[Interface markup and scripts]
──────────

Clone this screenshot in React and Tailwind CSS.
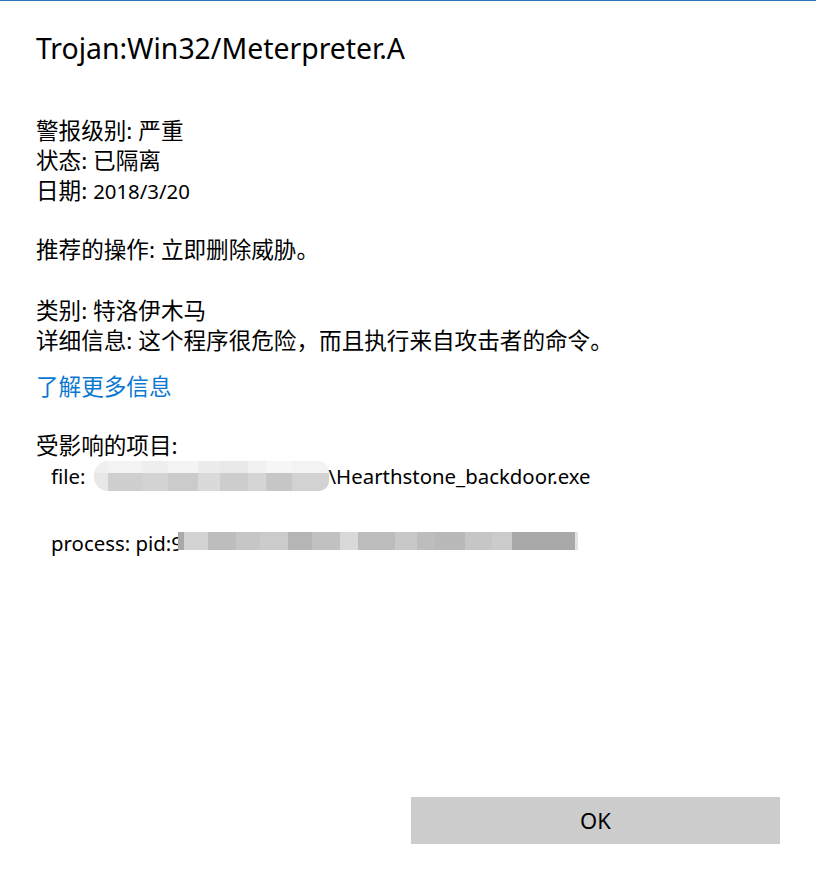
const fileBlur = [
  { w: 14, top: '#efefef', bot: '#e8e8e8' },
  { w: 34, top: '#f3f3f3', bot: '#cfcfcf' },
  { w: 26, top: '#eeeeee', bot: '#d3d3d3' },
  { w: 30, top: '#f4f4f4', bot: '#cbcbcb' },
  { w: 22, top: '#ececec', bot: '#dadada' },
  { w: 28, top: '#e9e9e9', bot: '#cdcdcd' },
  { w: 18, top: '#f1f1f1', bot: '#d5d5d5' },
  { w: 26, top: '#f6f6f6', bot: '#c6c6c6' },
  { w: 37, top: '#f3f3f3', bot: '#d2d2d2' },
];

const pidBlur = [
  { w: 6, c: '#a9a9a9' },
  { w: 24, c: '#d3d3d3' },
  { w: 28, c: '#bdbdbd' },
  { w: 24, c: '#c6c6c6' },
  { w: 28, c: '#cbcbcb' },
  { w: 24, c: '#b5b5b5' },
  { w: 28, c: '#c1c1c1' },
  { w: 18, c: '#d9d9d9' },
  { w: 37, c: '#bcbcbc' },
  { w: 22, c: '#c8c8c8' },
  { w: 18, c: '#bdbdbd' },
  { w: 30, c: '#b9b9b9' },
  { w: 27, c: '#c6c6c6' },
  { w: 20, c: '#cbcbcb' },
  { w: 63, c: '#a9a9a9' },
  { w: 3, c: '#e3e3e3' },
];

const Latin = ({ children }) => <span className="text-[20.4px]">{children}</span>;

const App = () => {
  return (
    <div className="min-h-[881px] flex flex-col bg-white border-t border-[#2f74b5] text-black font-['Noto_Sans','Noto_Sans_CJK_SC',sans-serif]">
      <div className="px-[36px]">
        <h1 className="mt-[29px] text-[28.4px] leading-[36px] font-normal">Trojan:Win32/Meterpreter.A</h1>

        <div className="mt-[50px] text-[22.6px] leading-[30px]">
          <p>警报级别: 严重</p>
          <p>状态: 已隔离</p>
          <p>日期: <Latin>2018/3/20</Latin></p>

          <p className="mt-[29px]">推荐的操作: 立即删除威胁。</p>

          <p className="mt-[31px]">类别: 特洛伊木马</p>
          <p>详细信息: 这个程序很危险，而且执行来自攻击者的命令。</p>

          <p className="mt-[16px] text-[#0a78d2]">了解更多信息</p>

          <p className="mt-[29px]">受影响的项目:</p>
          <div className="pl-[15px]">
            <div className="flex items-center">
              <Latin>file:</Latin>
              <span className="ml-[8px] flex h-[30px] w-[235px] flex-col overflow-hidden rounded-l-[14px] rounded-r-[10px]">
                <span className="flex h-[12px]">
                  {fileBlur.map((b, i) => (
                    <span key={i} className="h-full" style={{ width: b.w, background: b.top }} />
                  ))}
                </span>
                <span className="flex h-[18px]">
                  {fileBlur.map((b, i) => (
                    <span key={i} className="h-full" style={{ width: b.w, background: b.bot }} />
                  ))}
                </span>
              </span>
              <Latin>\Hearthstone_backdoor.exe</Latin>
            </div>

            <div className="mt-[37px] flex items-center">
              <Latin>process: pid:9</Latin>
              <span className="ml-[-5px] -mt-[5px] flex h-[18px]">
                {pidBlur.map((b, i) => (
                  <span key={i} className="h-full" style={{ width: b.w, background: b.c }} />
                ))}
              </span>
            </div>
          </div>
        </div>
      </div>

      <div className="mt-auto mb-[37px] flex justify-end pr-[36px]">
        <button className="h-[47px] w-[369px] bg-[#cccccc] text-[22px]">OK</button>
      </div>
    </div>
  );
};

export default App;
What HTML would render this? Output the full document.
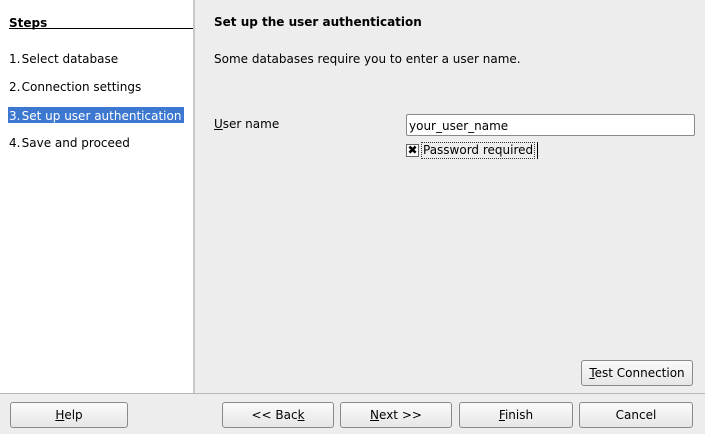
<!DOCTYPE html>
<html><head><style>
body{margin:0;width:705px;height:434px;background:#ededed;font-family:"DejaVu Sans","Liberation Sans",sans-serif;font-size:12px;color:#000;position:relative;overflow:hidden}
div,span{position:absolute;white-space:nowrap}
.left{left:0;top:0;width:193px;height:393px;background:#fff;border-right:2px solid #c8c8c8}
.hsep{left:0;top:393px;width:705px;height:1px;background:#b8b8b8}
.btn{height:24px;border:1px solid #8a8a8a;border-radius:3px;background:linear-gradient(#fafafa,#e6e6e6);text-align:center;line-height:25px}
.t{line-height:16px}
u{text-decoration:underline}
</style></head><body>
<div class="left"></div>
<div class="t" style="left:9px;top:15px;font-weight:bold;text-decoration:underline">Steps</div>
<div style="left:9px;top:28px;width:184px;height:1px;background:#000"></div>
<div class="t" style="left:9px;top:51px">1.&#8202;Select database</div>
<div class="t" style="left:9px;top:79px">2.&#8202;Connection settings</div>
<div class="t" style="left:8px;top:107px;width:176px;height:16px;background:#3c78d0"></div>
<div class="t" style="left:9px;top:108px;color:#fff">3.&#8202;Set up user authentication</div>
<div class="t" style="left:9px;top:135px">4.&#8202;Save and proceed</div>
<div class="hsep"></div>
<div class="t" style="left:214px;top:14px;font-weight:bold">Set up the user authentication</div>
<div class="t" style="left:214px;top:51px">Some databases require you to enter a user name.</div>
<div class="t" style="left:214px;top:116px"><u>U</u>ser name</div>
<div style="left:406px;top:114px;width:287px;height:20px;background:#fff;border:1px solid #8a8a8a;border-radius:2px"></div>
<div class="t" style="left:409px;top:118px">your_user_name</div>
<div style="left:406px;top:144px;width:11px;height:11px;background:#fff;border:1px solid #666;font-size:12px;line-height:11px;text-align:center;font-weight:bold">✖</div>
<div class="t" style="left:421px;top:142px;border:1px dotted #333;padding:0 1px;line-height:15px">Password required</div>
<div style="left:537px;top:142px;width:1px;height:17px;background:#000"></div>
<div class="btn" style="left:581px;top:360px;width:110px"><u>T</u>est Connection</div>
<div class="btn" style="left:10px;top:402px;width:116px"><u>H</u>elp</div>
<div class="btn" style="left:222px;top:402px;width:110px">&lt;&lt; Bac<u>k</u></div>
<div class="btn" style="left:340px;top:402px;width:110px"><u>N</u>ext &gt;&gt;</div>
<div class="btn" style="left:459px;top:402px;width:112px"><u>F</u>inish</div>
<div class="btn" style="left:579px;top:402px;width:112px">Cancel</div>
</body></html>
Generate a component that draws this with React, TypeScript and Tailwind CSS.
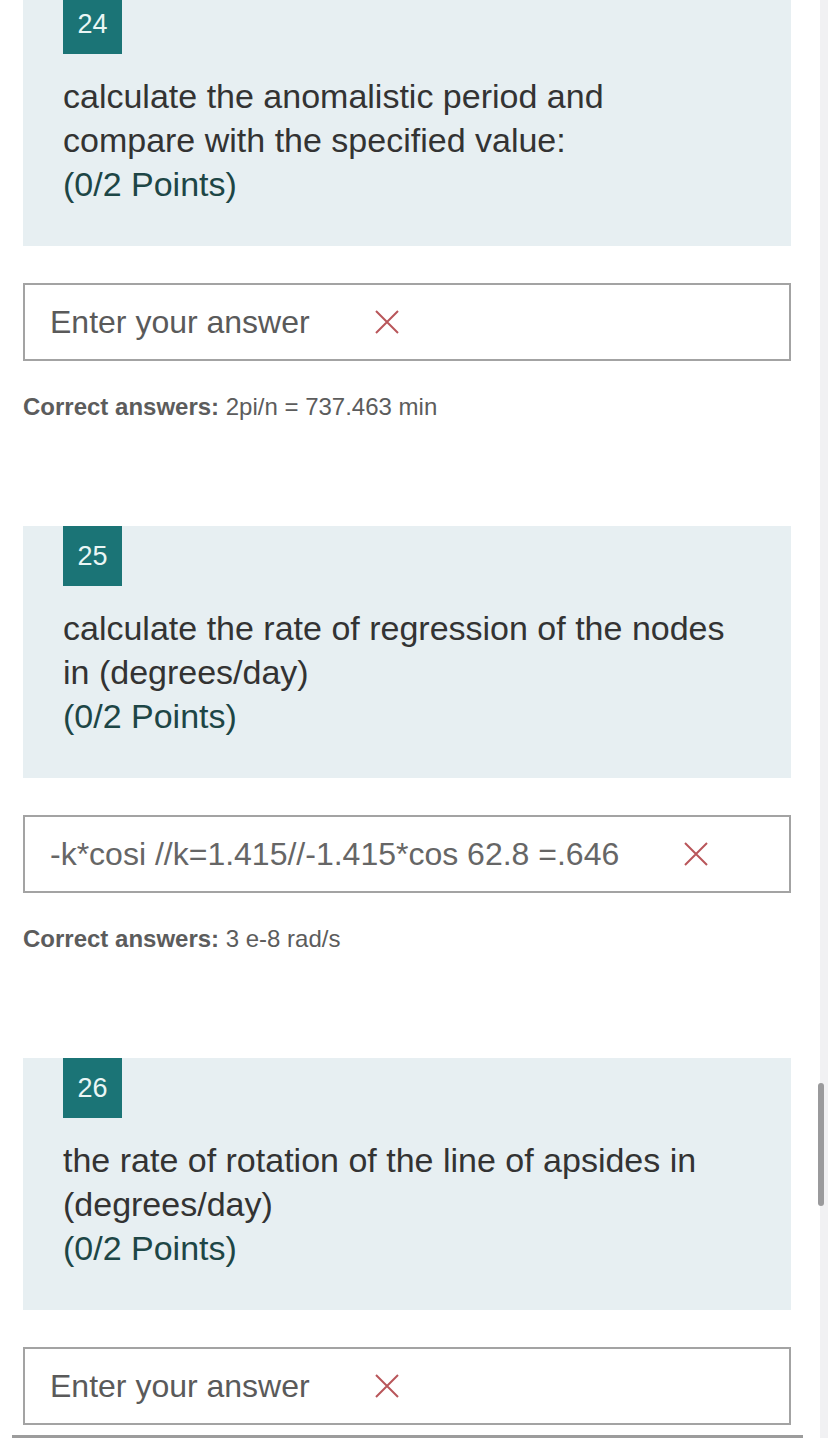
import React from 'react';

type Question = {
  num: number;
  lines: string[];
  answer: string;
  placeholder: boolean;
  correct: string;
};

const questions: Question[] = [
  {
    num: 24,
    lines: ['calculate the anomalistic period and', 'compare with the specified value:'],
    answer: 'Enter your answer',
    placeholder: true,
    correct: '2pi/n = 737.463 min',
  },
  {
    num: 25,
    lines: ['calculate the rate of regression of the nodes', 'in (degrees/day)'],
    answer: '-k*cosi //k=1.415//-1.415*cos 62.8 =.646',
    placeholder: false,
    correct: '3 e-8 rad/s',
  },
  {
    num: 26,
    lines: ['the rate of rotation of the line of apsides in', '(degrees/day)'],
    answer: 'Enter your answer',
    placeholder: true,
    correct: '',
  },
];

function WrongMark() {
  return (
    <svg width="26" height="26" viewBox="0 0 26 26" className="ml-[64px] shrink-0">
      <path d="M2 2 L24 24 M24 2 L2 24" stroke="#b9565a" strokeWidth="2" fill="none" />
    </svg>
  );
}

function QuestionItem({ q }: { q: Question }) {
  return (
    <div>
      <div className="bg-[#e7eff2] h-[252px] pl-[40px]">
        <div className="w-[59px] h-[60px] bg-[#1b7476] text-[#eaf6f5] text-[27px] flex items-center justify-center">
          {q.num}
        </div>
        <div className="mt-[20px] text-[34px] leading-[44px]">
          {q.lines.map((l) => (
            <div key={l} className="text-[#333333]">{l}</div>
          ))}
          <div className="text-[#1d4646]">(0/2 Points)</div>
        </div>
      </div>
      <div className="mt-[37px] h-[78px] border-2 border-[#a3a3a3] bg-white flex items-center pl-[25px]">
        <span className={`text-[32px] ${q.placeholder ? 'text-[#5a5a5a]' : 'text-[#666666]'}`}>{q.answer}</span>
        <WrongMark />
      </div>
      {q.correct && (
        <div className="mt-[33px] text-[24px] leading-[26px] text-[#5c5c5c]">
          <span className="font-bold">Correct answers:</span> {q.correct}
        </div>
      )}
    </div>
  );
}

export default function App() {
  return (
    <div className="w-[828px] h-[1438px] overflow-hidden bg-white flex font-['Liberation_Sans',Arial,sans-serif]">
      <div className="flex-1 relative">
        <div className="-mt-[6px] pl-[23px] pr-[29px] flex flex-col gap-[106px]">
          {questions.map((q) => (
            <QuestionItem key={q.num} q={q} />
          ))}
        </div>
        <div className="absolute left-[12px] top-[1435px] w-[791px] h-[4px] bg-[#9c9c9c]" />
        <div className="absolute right-[-4px] top-[1083px] w-[6px] h-[123px] rounded-[3px] bg-[#9a9a9c]" />
      </div>
      <div className="w-[8px] bg-[#f1f1f3]" />
    </div>
  );
}
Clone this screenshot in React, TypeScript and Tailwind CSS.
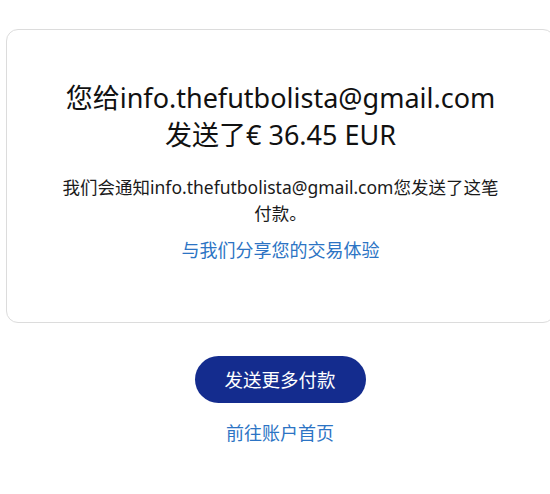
export default function App() {
  return (
    <div
      className="w-[550px] h-[494px] overflow-hidden bg-white"
      style={{ fontFamily: '"Noto Sans", "Noto Sans CJK SC", sans-serif' }}
    >
      <div className="pt-[29px] pl-[6px]">
        <div className="w-[549px] h-[294px] rounded-[12px] border border-[#dcdcdc] flex flex-col items-center pt-[49px]">
          <h1 className="text-[27px] leading-[37px] text-[#111] text-center">
            您给info.thefutbolista@gmail.com
            <br />
            发送了€ 36.45 EUR
          </h1>
          <p className="mt-[21px] w-[445px] text-[17.5px] leading-[26px] text-[#1a1a1a] text-center">
            我们会通知info.thefutbolista@gmail.com您发送了这笔
            <br />
            付款。
          </p>
          <a className="mt-[11px] text-[18px] leading-[26px] text-[#2c74c4]">
            与我们分享您的交易体验
          </a>
        </div>
      </div>
      <div className="flex flex-col items-center pt-[33px] pl-[10px]">
        <button className="w-[171px] h-[47px] rounded-full bg-[#142c8e] text-white text-[18.5px]">
          发送更多付款
        </button>
        <a className="mt-[17px] text-[18px] leading-[26px] text-[#2c74c4]">
          前往账户首页
        </a>
      </div>
    </div>
  );
}
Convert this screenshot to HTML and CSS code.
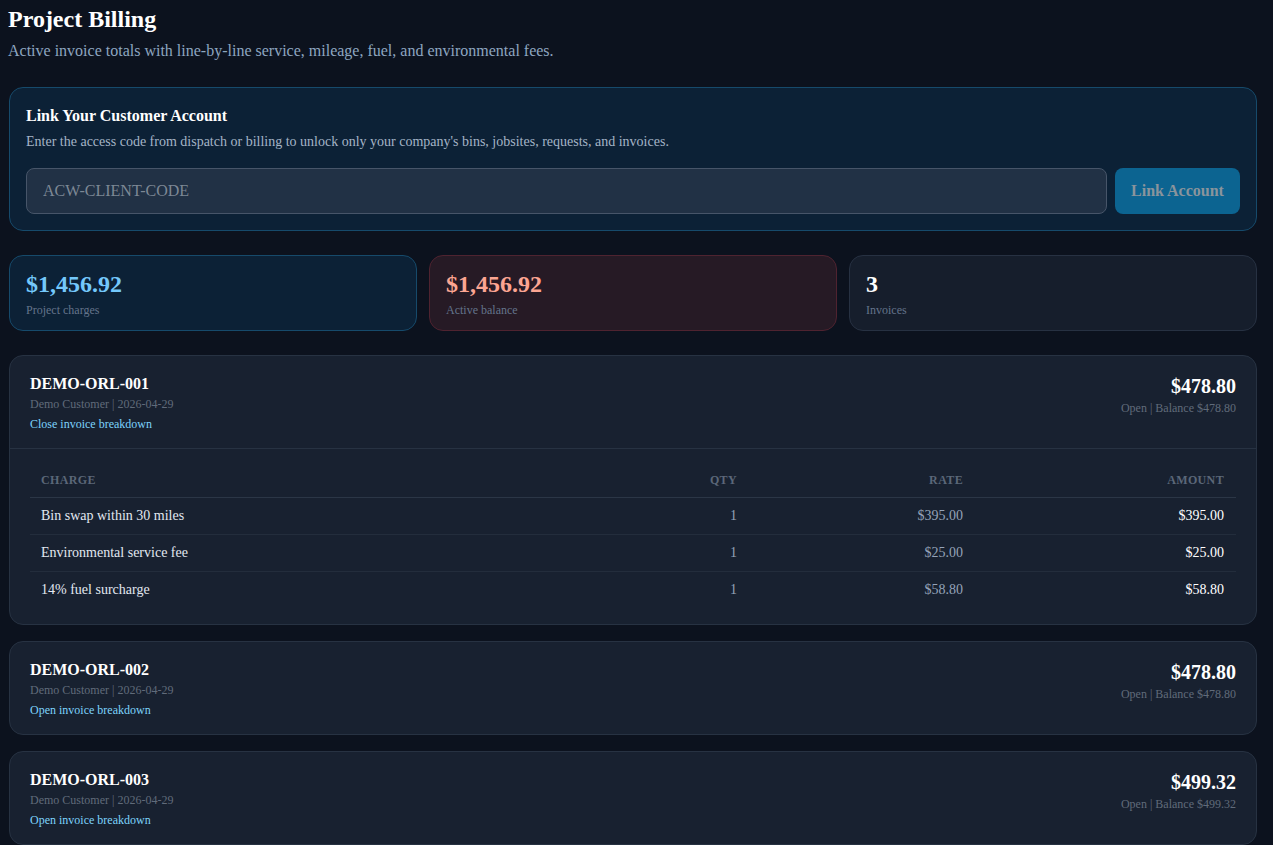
FILE: index.html
```html
<!DOCTYPE html>
<html>

<head>
    <meta charset="UTF-8">
    <title>Project Billing</title>
    <link rel="stylesheet" href="styles.css">
</head>

<body>
    <div class="page">
        <h1>Project Billing</h1>
        <p class="subtitle">Active invoice totals with line-by-line service, mileage, fuel, and environmental fees.</p>

        <section class="link-panel">
            <h2>Link Your Customer Account</h2>
            <p>Enter the access code from dispatch or billing to unlock only your company's bins, jobsites, requests, and invoices.</p>
            <form class="link-form">
                <input type="text" placeholder="ACW-CLIENT-CODE">
                <button type="button">Link Account</button>
            </form>
        </section>

        <section class="stats">
            <div class="stat stat-blue">
                <div class="stat-value">$1,456.92</div>
                <div class="stat-label">Project charges</div>
            </div>
            <div class="stat stat-red">
                <div class="stat-value">$1,456.92</div>
                <div class="stat-label">Active balance</div>
            </div>
            <div class="stat">
                <div class="stat-value">3</div>
                <div class="stat-label">Invoices</div>
            </div>
        </section>

        <section class="invoices">
            <article class="invoice">
                <header class="invoice-head">
                    <div>
                        <div class="invoice-id">DEMO-ORL-001</div>
                        <div class="invoice-meta">Demo Customer | 2026-04-29</div>
                        <a class="invoice-toggle">Close invoice breakdown</a>
                    </div>
                    <div class="invoice-totals">
                        <div class="invoice-total">$478.80</div>
                        <div class="invoice-meta">Open | Balance $478.80</div>
                    </div>
                </header>
                <div class="invoice-body">
                    <table>
                        <thead>
                            <tr>
                                <th class="col-charge">Charge</th>
                                <th class="col-qty">Qty</th>
                                <th class="col-rate">Rate</th>
                                <th class="col-amount">Amount</th>
                            </tr>
                        </thead>
                        <tbody>
                            <tr>
                                <td class="col-charge">Bin swap within 30 miles</td>
                                <td class="col-qty">1</td>
                                <td class="col-rate">$395.00</td>
                                <td class="col-amount">$395.00</td>
                            </tr>
                            <tr>
                                <td class="col-charge">Environmental service fee</td>
                                <td class="col-qty">1</td>
                                <td class="col-rate">$25.00</td>
                                <td class="col-amount">$25.00</td>
                            </tr>
                            <tr>
                                <td class="col-charge">14% fuel surcharge</td>
                                <td class="col-qty">1</td>
                                <td class="col-rate">$58.80</td>
                                <td class="col-amount">$58.80</td>
                            </tr>
                        </tbody>
                    </table>
                </div>
            </article>

            <article class="invoice">
                <header class="invoice-head">
                    <div>
                        <div class="invoice-id">DEMO-ORL-002</div>
                        <div class="invoice-meta">Demo Customer | 2026-04-29</div>
                        <a class="invoice-toggle">Open invoice breakdown</a>
                    </div>
                    <div class="invoice-totals">
                        <div class="invoice-total">$478.80</div>
                        <div class="invoice-meta">Open | Balance $478.80</div>
                    </div>
                </header>
            </article>

            <article class="invoice">
                <header class="invoice-head">
                    <div>
                        <div class="invoice-id">DEMO-ORL-003</div>
                        <div class="invoice-meta">Demo Customer | 2026-04-29</div>
                        <a class="invoice-toggle">Open invoice breakdown</a>
                    </div>
                    <div class="invoice-totals">
                        <div class="invoice-total">$499.32</div>
                        <div class="invoice-meta">Open | Balance $499.32</div>
                    </div>
                </header>
            </article>
        </section>
    </div>
</body>

</html>
```

FILE: styles.css
```css
* {
    box-sizing: border-box;
}

html,
body {
    height: 100%;
}

body {
    margin: 0;
    overflow: hidden;
    background: #0c121e;
    color: #fff;
    font-family: "Liberation Serif", "Times New Roman", serif;
}

.page {
    padding: 6px 16px 0 9px;
}

h1 {
    margin: 0 0 0 -1px;
    font-size: 24px;
    line-height: 27px;
}

.subtitle {
    margin: 9px 0 27px -1px;
    font-size: 16px;
    line-height: 18px;
    color: #8ea6c0;
}

.link-panel {
    height: 144px;
    padding: 19px 16px 16px;
    background: #0c2136;
    border: 1px solid #164a6b;
    border-radius: 14px;
}

.link-panel h2 {
    margin: 0;
    font-size: 16px;
    line-height: 18px;
}

.link-panel p {
    margin: 9px 0 18px;
    font-size: 14px;
    line-height: 16px;
    color: #a4b4c6;
}

.link-form {
    display: flex;
    gap: 8px;
}

.link-form input {
    flex: 1;
    height: 46px;
    padding: 0 16px;
    background: #213145;
    border: 1px solid #475569;
    border-radius: 8px;
    color: #fff;
    font-family: inherit;
    font-size: 16px;
}

.link-form input::placeholder {
    color: #7d8895;
    opacity: 1;
}

.link-form button {
    width: 125px;
    height: 46px;
    background: #0c6491;
    border: 0;
    border-radius: 8px;
    color: #8a949c;
    font-family: inherit;
    font-size: 16px;
    font-weight: bold;
}

.stats {
    display: grid;
    grid-template-columns: repeat(3, 1fr);
    gap: 12px;
    margin-top: 24px;
}

.stat {
    height: 76px;
    padding: 15px 16px 0;
    background: #161e2c;
    border: 1px solid #273142;
    border-radius: 14px;
}

.stat-blue {
    background: #0c2136;
    border-color: #164a6b;
}

.stat-red {
    background: #261a25;
    border-color: #4f2330;
}

.stat-value {
    font-size: 24px;
    font-weight: bold;
    line-height: 27px;
}

.stat-blue .stat-value {
    color: #74c8fb;
}

.stat-red .stat-value {
    color: #fca592;
}

.stat-label {
    margin-top: 5px;
    font-size: 12px;
    line-height: 14px;
    color: #64748b;
}

.invoices {
    display: flex;
    flex-direction: column;
    gap: 16px;
    margin-top: 24px;
}

.invoice {
    background: #182130;
    border: 1px solid #273242;
    border-radius: 14px;
}

.invoice-head {
    display: flex;
    justify-content: space-between;
    height: 92px;
    padding: 19px 20px 0;
}

.invoice-id {
    font-size: 16px;
    font-weight: bold;
    line-height: 18px;
}

.invoice-meta {
    margin-top: 4px;
    font-size: 12px;
    line-height: 14px;
    color: #606b7a;
}

.invoice-toggle {
    display: block;
    margin-top: 6px;
    font-size: 12px;
    line-height: 14px;
    color: #7dd3fc;
}

.invoice-totals {
    text-align: right;
}

.invoice-total {
    font-size: 20px;
    font-weight: bold;
    line-height: 23px;
}

.invoice-totals .invoice-meta {
    margin-top: 3px;
}

.invoice-body {
    padding: 14px 20px 16px;
    border-top: 1px solid #273242;
}

table {
    width: 100%;
    table-layout: fixed;
    border-collapse: collapse;
}

th,
td {
    height: 37px;
    padding: 0 12px;
    font-size: 14px;
    font-weight: normal;
    text-align: left;
    color: #e2e8f0;
    border-bottom: 1px solid #232d3c;
}

th {
    height: 34px;
    padding-top: 2px;
    font-size: 12px;
    font-weight: bold;
    letter-spacing: 0.36px;
    text-transform: uppercase;
    color: #5b6778;
    border-bottom-color: #2b3646;
}

tbody tr:last-child td {
    border-bottom: 0;
}

.col-charge {
    padding-left: 11px;
}

.col-qty,
.col-rate,
.col-amount {
    text-align: right;
}

.col-rate {
    width: 226px;
}

.col-amount {
    width: 261px;
}

td.col-qty,
td.col-rate {
    color: #94a3b8;
}

td.col-amount {
    color: #fff;
}
```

──────────

▶ [Task brief]: Every line that holds the string "Clone" should be returned.

▶ [Worked solution]:
Clone this screenshot in React and Tailwind CSS.
Clone this screenshot in React, TypeScript and Tailwind CSS.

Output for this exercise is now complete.